* begin Material supplied *

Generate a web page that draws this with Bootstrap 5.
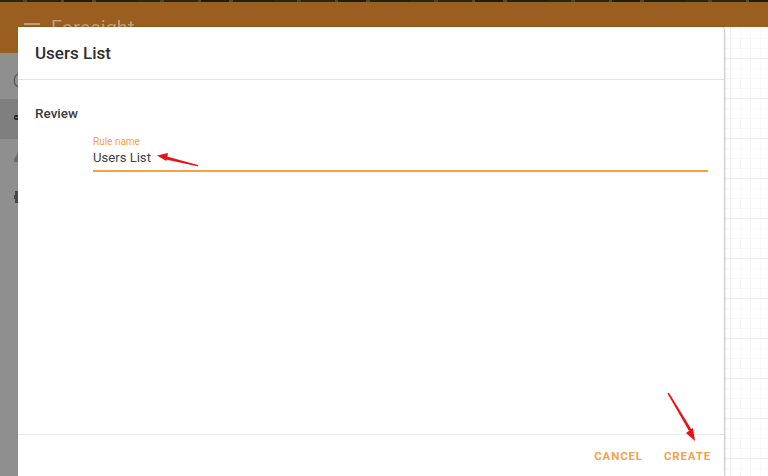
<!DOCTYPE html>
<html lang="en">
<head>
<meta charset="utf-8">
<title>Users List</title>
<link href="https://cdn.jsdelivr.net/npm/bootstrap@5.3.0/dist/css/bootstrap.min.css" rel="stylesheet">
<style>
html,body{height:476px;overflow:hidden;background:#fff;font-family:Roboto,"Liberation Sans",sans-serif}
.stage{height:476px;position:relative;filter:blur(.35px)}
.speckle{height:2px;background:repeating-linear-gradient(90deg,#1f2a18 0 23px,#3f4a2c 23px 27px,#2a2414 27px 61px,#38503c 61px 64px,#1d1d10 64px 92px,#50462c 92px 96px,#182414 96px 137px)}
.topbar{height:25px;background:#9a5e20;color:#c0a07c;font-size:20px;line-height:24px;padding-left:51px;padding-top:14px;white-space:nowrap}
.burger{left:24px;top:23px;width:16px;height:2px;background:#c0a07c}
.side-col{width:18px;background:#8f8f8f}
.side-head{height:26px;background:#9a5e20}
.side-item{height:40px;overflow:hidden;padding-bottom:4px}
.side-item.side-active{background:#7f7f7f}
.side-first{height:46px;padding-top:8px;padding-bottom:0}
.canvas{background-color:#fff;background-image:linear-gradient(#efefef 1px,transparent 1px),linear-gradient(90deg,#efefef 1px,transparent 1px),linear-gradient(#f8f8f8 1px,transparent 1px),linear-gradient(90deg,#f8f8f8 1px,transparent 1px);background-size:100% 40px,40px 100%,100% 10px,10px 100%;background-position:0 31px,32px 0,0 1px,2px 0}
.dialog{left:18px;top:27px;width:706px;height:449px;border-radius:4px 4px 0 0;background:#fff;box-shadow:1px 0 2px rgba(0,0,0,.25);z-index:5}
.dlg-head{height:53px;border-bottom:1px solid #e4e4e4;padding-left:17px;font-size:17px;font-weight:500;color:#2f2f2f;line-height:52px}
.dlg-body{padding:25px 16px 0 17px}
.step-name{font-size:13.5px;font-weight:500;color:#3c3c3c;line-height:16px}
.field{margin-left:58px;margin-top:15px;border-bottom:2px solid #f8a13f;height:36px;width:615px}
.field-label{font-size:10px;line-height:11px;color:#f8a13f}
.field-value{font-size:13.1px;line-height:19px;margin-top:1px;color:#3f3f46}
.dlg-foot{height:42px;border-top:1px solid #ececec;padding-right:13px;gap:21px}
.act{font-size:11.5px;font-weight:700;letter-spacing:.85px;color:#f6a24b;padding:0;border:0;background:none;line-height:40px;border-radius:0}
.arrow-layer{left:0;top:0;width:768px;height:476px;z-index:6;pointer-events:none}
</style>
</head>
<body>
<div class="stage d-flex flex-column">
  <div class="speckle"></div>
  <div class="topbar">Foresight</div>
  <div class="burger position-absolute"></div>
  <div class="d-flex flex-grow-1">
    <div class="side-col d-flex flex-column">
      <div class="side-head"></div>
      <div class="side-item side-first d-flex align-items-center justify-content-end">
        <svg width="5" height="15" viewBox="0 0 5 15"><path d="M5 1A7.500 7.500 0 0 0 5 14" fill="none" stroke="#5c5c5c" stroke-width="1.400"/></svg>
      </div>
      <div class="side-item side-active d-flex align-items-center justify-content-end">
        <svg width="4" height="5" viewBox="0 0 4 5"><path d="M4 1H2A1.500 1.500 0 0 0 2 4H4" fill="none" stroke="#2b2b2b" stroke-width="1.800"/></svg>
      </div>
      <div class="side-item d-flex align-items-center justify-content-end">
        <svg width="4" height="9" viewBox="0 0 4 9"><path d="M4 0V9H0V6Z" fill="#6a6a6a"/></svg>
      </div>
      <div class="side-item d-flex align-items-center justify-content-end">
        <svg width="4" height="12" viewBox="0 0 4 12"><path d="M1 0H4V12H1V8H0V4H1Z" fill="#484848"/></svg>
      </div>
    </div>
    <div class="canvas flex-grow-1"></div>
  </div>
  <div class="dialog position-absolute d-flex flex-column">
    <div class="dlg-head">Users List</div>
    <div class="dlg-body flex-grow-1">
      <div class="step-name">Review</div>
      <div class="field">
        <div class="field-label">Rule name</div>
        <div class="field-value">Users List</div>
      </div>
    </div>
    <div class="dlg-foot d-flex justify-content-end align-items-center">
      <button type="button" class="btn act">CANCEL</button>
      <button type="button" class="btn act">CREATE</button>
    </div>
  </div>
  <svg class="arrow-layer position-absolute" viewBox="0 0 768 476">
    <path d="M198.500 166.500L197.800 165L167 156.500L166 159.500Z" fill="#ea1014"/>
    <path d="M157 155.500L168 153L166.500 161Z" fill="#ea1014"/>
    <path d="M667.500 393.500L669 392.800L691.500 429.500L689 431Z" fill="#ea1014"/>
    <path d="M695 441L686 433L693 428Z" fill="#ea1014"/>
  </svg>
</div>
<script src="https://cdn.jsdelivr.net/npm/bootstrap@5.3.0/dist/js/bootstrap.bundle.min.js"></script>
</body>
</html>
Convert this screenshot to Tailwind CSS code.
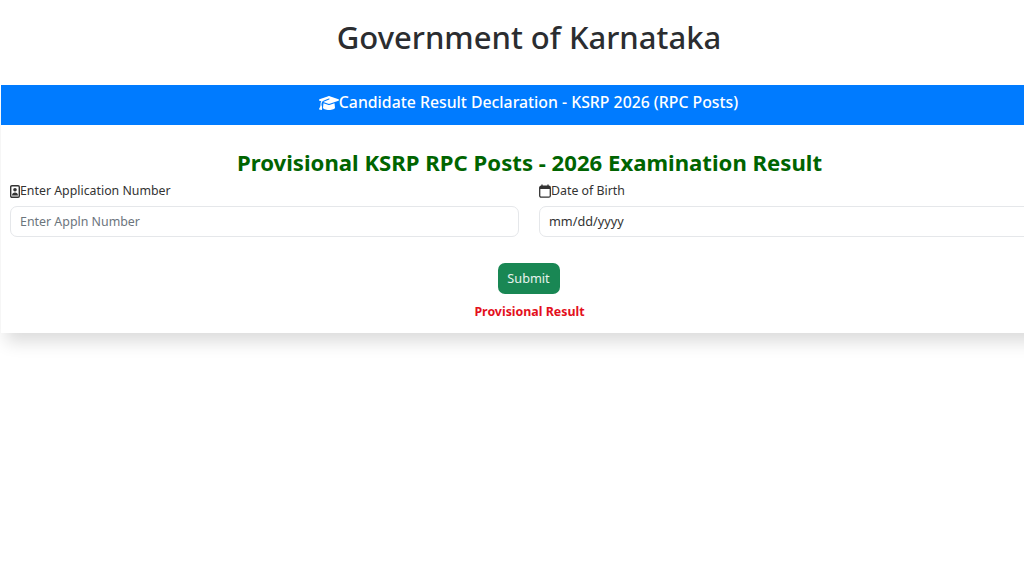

* end Material supplied *

All lines above with "this" in them should be returned.

Generate a web page that draws this with Bootstrap 5.
Convert this screenshot to Tailwind CSS code.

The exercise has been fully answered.